* Begin *

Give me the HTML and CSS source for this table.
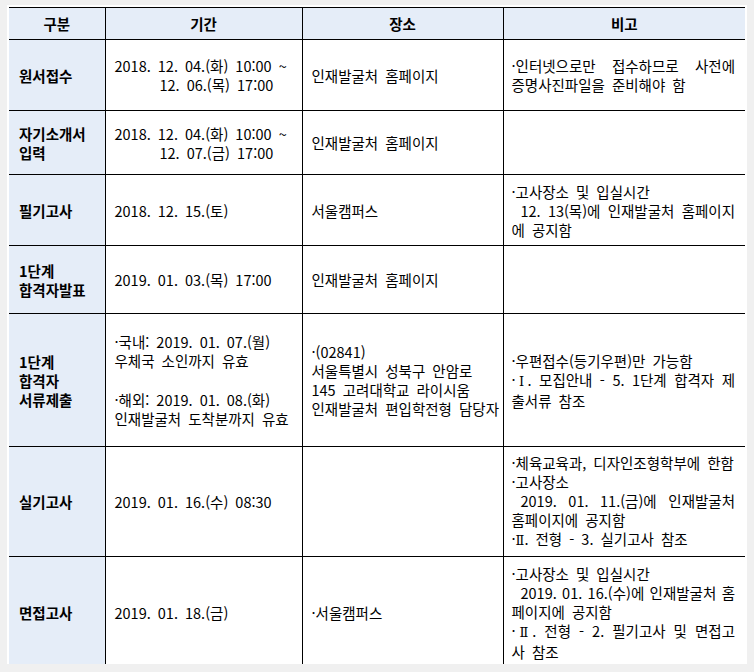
FILE: index.html
```html
<!DOCTYPE html>
<html lang="ko">
<head>
<meta charset="utf-8">
<title>전형일정</title>
<link rel="stylesheet" href="styles.css">
</head>
<body>
<div class="panel">
<table class="sched">
  <colgroup>
    <col class="c1"><col class="c2"><col class="c3"><col class="c4">
  </colgroup>
  <thead>
    <tr class="r-head">
      <th class="h-first">구분</th>
      <th>기간</th>
      <th>장소</th>
      <th class="h-last">비고</th>
    </tr>
  </thead>
  <tbody>
    <tr class="r1">
      <td class="cat">원서접수</td>
      <td><div>2018. 12. 04.(화) 10:00 ~</div><div class="cont">12. 06.(목) 17:00</div></td>
      <td>인재발굴처 홈페이지</td>
      <td class="note"><div class="just">·인터넷으로만 접수하므로 사전에</div><div>증명사진파일을 준비해야 함</div></td>
    </tr>
    <tr class="r2">
      <td class="cat"><div>자기소개서</div><div>입력</div></td>
      <td><div>2018. 12. 04.(화) 10:00 ~</div><div class="cont">12. 07.(금) 17:00</div></td>
      <td>인재발굴처 홈페이지</td>
      <td class="note"></td>
    </tr>
    <tr class="r3">
      <td class="cat">필기고사</td>
      <td>2018. 12. 15.(토)</td>
      <td>서울캠퍼스</td>
      <td class="note"><div>·고사장소 및 입실시간</div><div class="ind just">12. 13(목)에 인재발굴처 홈페이지</div><div>에 공지함</div></td>
    </tr>
    <tr class="r4">
      <td class="cat"><div>1단계</div><div>합격자발표</div></td>
      <td>2019. 01. 03.(목) 17:00</td>
      <td>인재발굴처 홈페이지</td>
      <td class="note"></td>
    </tr>
    <tr class="r5">
      <td class="cat"><div>1단계</div><div>합격자</div><div>서류제출</div></td>
      <td><div>·국내: 2019. 01. 07.(월)</div><div>우체국 소인까지 유효</div><div class="gap">·해외: 2019. 01. 08.(화)</div><div>인재발굴처 도착분까지 유효</div></td>
      <td><div>·(02841)</div><div>서울특별시 성북구 안암로</div><div>145 고려대학교 라이시움</div><div>인재발굴처 편입학전형 담당자</div></td>
      <td class="note"><div>·우편접수(등기우편)만 가능함</div><div class="just">·<span class="rn">Ⅰ</span>. 모집안내 - 5. 1단계 합격자 제</div><div>출서류 참조</div></td>
    </tr>
    <tr class="r6">
      <td class="cat">실기고사</td>
      <td>2019. 01. 16.(수) 08:30</td>
      <td></td>
      <td class="note"><div>·체육교육과, 디자인조형학부에 한함</div><div>·고사장소</div><div class="ind just">2019. 01. 11.(금)에 인재발굴처</div><div>홈페이지에 공지함</div><div>·<span class="rn">Ⅱ</span>. 전형 - 3. 실기고사 참조</div></td>
    </tr>
    <tr class="r7">
      <td class="cat">면접고사</td>
      <td>2019. 01. 18.(금)</td>
      <td>·서울캠퍼스</td>
      <td class="note"><div>·고사장소 및 입실시간</div><div class="ind just">2019. 01. 16.(수)에 인재발굴처 홈</div><div>페이지에 공지함</div><div class="just">·<span class="rn">Ⅱ</span>. 전형 - 2. 필기고사 및 면접고</div><div>사 참조</div></td>
    </tr>
  </tbody>
</table>
</div>
</body>
</html>
```

FILE: styles.css
```css
html, body {
  margin: 0;
  padding: 0;
  background: #f0f0f0;
}

body {
  font-family: "Noto Sans CJK KR", "Noto Sans", sans-serif;
  color: #000;
  font-size: 14.5px;
  line-height: 19px;
  word-spacing: 3px;
}

.panel {
  margin: 5px 7px 0 7px;
  height: 659px;
  background: #ffffff;
  overflow: hidden;
  padding: 2px 2px 0 2px;
  box-sizing: border-box;
}

.sched {
  width: 736px;
  table-layout: fixed;
  border-collapse: collapse;
}

.c1 { width: 96px; }
.c2 { width: 197px; }
.c3 { width: 201px; }
.c4 { width: 242px; }

.sched th,
.sched td {
  border: 1px solid #000;
  vertical-align: middle;
  padding: 0 9px 0 9px;
  text-align: left;
  white-space: nowrap;
}

.sched th {
  background: #e5edf8;
  font-weight: 700;
  text-align: center;
}

.sched th.h-first,
.sched td.cat {
  border-left: none;
}

.sched th.h-last,
.sched td.note {
  border-right: none;
}

.sched td.cat {
  background: #e5edf8;
  font-weight: 700;
  padding-left: 10px;
}

.sched td.note {
  padding-left: 8px;
  padding-right: 10px;
}

.r-head { height: 32px; }
.r1 { height: 71px; }
.r2 { height: 64px; }
.r3 { height: 71px; }
.r4 { height: 68px; }
.r5 { height: 133px; }
.r6 { height: 110px; }
.r7 { height: 111px; }

.cont { padding-left: 45px; }

.ind { padding-left: 9px; }

.just {
  text-align: justify;
  text-align-last: justify;
  word-spacing: 0;
}

.rn {
  font-family: "DejaVu Serif", "DejaVu Sans", serif;
  font-size: 13px;
}

.gap { margin-top: 20px; }
```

* End *

*Instruction*:
The data above should be repeated exactly, minus any pictures.

*Result for this task*:
Give me the HTML and CSS source for this table.
FILE: index.html
```html
<!DOCTYPE html>
<html lang="ko">
<head>
<meta charset="utf-8">
<title>전형일정</title>
<link rel="stylesheet" href="styles.css">
</head>
<body>
<div class="panel">
<table class="sched">
  <colgroup>
    <col class="c1"><col class="c2"><col class="c3"><col class="c4">
  </colgroup>
  <thead>
    <tr class="r-head">
      <th class="h-first">구분</th>
      <th>기간</th>
      <th>장소</th>
      <th class="h-last">비고</th>
    </tr>
  </thead>
  <tbody>
    <tr class="r1">
      <td class="cat">원서접수</td>
      <td><div>2018. 12. 04.(화) 10:00 ~</div><div class="cont">12. 06.(목) 17:00</div></td>
      <td>인재발굴처 홈페이지</td>
      <td class="note"><div class="just">·인터넷으로만 접수하므로 사전에</div><div>증명사진파일을 준비해야 함</div></td>
    </tr>
    <tr class="r2">
      <td class="cat"><div>자기소개서</div><div>입력</div></td>
      <td><div>2018. 12. 04.(화) 10:00 ~</div><div class="cont">12. 07.(금) 17:00</div></td>
      <td>인재발굴처 홈페이지</td>
      <td class="note"></td>
    </tr>
    <tr class="r3">
      <td class="cat">필기고사</td>
      <td>2018. 12. 15.(토)</td>
      <td>서울캠퍼스</td>
      <td class="note"><div>·고사장소 및 입실시간</div><div class="ind just">12. 13(목)에 인재발굴처 홈페이지</div><div>에 공지함</div></td>
    </tr>
    <tr class="r4">
      <td class="cat"><div>1단계</div><div>합격자발표</div></td>
      <td>2019. 01. 03.(목) 17:00</td>
      <td>인재발굴처 홈페이지</td>
      <td class="note"></td>
    </tr>
    <tr class="r5">
      <td class="cat"><div>1단계</div><div>합격자</div><div>서류제출</div></td>
      <td><div>·국내: 2019. 01. 07.(월)</div><div>우체국 소인까지 유효</div><div class="gap">·해외: 2019. 01. 08.(화)</div><div>인재발굴처 도착분까지 유효</div></td>
      <td><div>·(02841)</div><div>서울특별시 성북구 안암로</div><div>145 고려대학교 라이시움</div><div>인재발굴처 편입학전형 담당자</div></td>
      <td class="note"><div>·우편접수(등기우편)만 가능함</div><div class="just">·<span class="rn">Ⅰ</span>. 모집안내 - 5. 1단계 합격자 제</div><div>출서류 참조</div></td>
    </tr>
    <tr class="r6">
      <td class="cat">실기고사</td>
      <td>2019. 01. 16.(수) 08:30</td>
      <td></td>
      <td class="note"><div>·체육교육과, 디자인조형학부에 한함</div><div>·고사장소</div><div class="ind just">2019. 01. 11.(금)에 인재발굴처</div><div>홈페이지에 공지함</div><div>·<span class="rn">Ⅱ</span>. 전형 - 3. 실기고사 참조</div></td>
    </tr>
    <tr class="r7">
      <td class="cat">면접고사</td>
      <td>2019. 01. 18.(금)</td>
      <td>·서울캠퍼스</td>
      <td class="note"><div>·고사장소 및 입실시간</div><div class="ind just">2019. 01. 16.(수)에 인재발굴처 홈</div><div>페이지에 공지함</div><div class="just">·<span class="rn">Ⅱ</span>. 전형 - 2. 필기고사 및 면접고</div><div>사 참조</div></td>
    </tr>
  </tbody>
</table>
</div>
</body>
</html>
```

FILE: styles.css
```css
html, body {
  margin: 0;
  padding: 0;
  background: #f0f0f0;
}

body {
  font-family: "Noto Sans CJK KR", "Noto Sans", sans-serif;
  color: #000;
  font-size: 14.5px;
  line-height: 19px;
  word-spacing: 3px;
}

.panel {
  margin: 5px 7px 0 7px;
  height: 659px;
  background: #ffffff;
  overflow: hidden;
  padding: 2px 2px 0 2px;
  box-sizing: border-box;
}

.sched {
  width: 736px;
  table-layout: fixed;
  border-collapse: collapse;
}

.c1 { width: 96px; }
.c2 { width: 197px; }
.c3 { width: 201px; }
.c4 { width: 242px; }

.sched th,
.sched td {
  border: 1px solid #000;
  vertical-align: middle;
  padding: 0 9px 0 9px;
  text-align: left;
  white-space: nowrap;
}

.sched th {
  background: #e5edf8;
  font-weight: 700;
  text-align: center;
}

.sched th.h-first,
.sched td.cat {
  border-left: none;
}

.sched th.h-last,
.sched td.note {
  border-right: none;
}

.sched td.cat {
  background: #e5edf8;
  font-weight: 700;
  padding-left: 10px;
}

.sched td.note {
  padding-left: 8px;
  padding-right: 10px;
}

.r-head { height: 32px; }
.r1 { height: 71px; }
.r2 { height: 64px; }
.r3 { height: 71px; }
.r4 { height: 68px; }
.r5 { height: 133px; }
.r6 { height: 110px; }
.r7 { height: 111px; }

.cont { padding-left: 45px; }

.ind { padding-left: 9px; }

.just {
  text-align: justify;
  text-align-last: justify;
  word-spacing: 0;
}

.rn {
  font-family: "DejaVu Serif", "DejaVu Sans", serif;
  font-size: 13px;
}

.gap { margin-top: 20px; }
```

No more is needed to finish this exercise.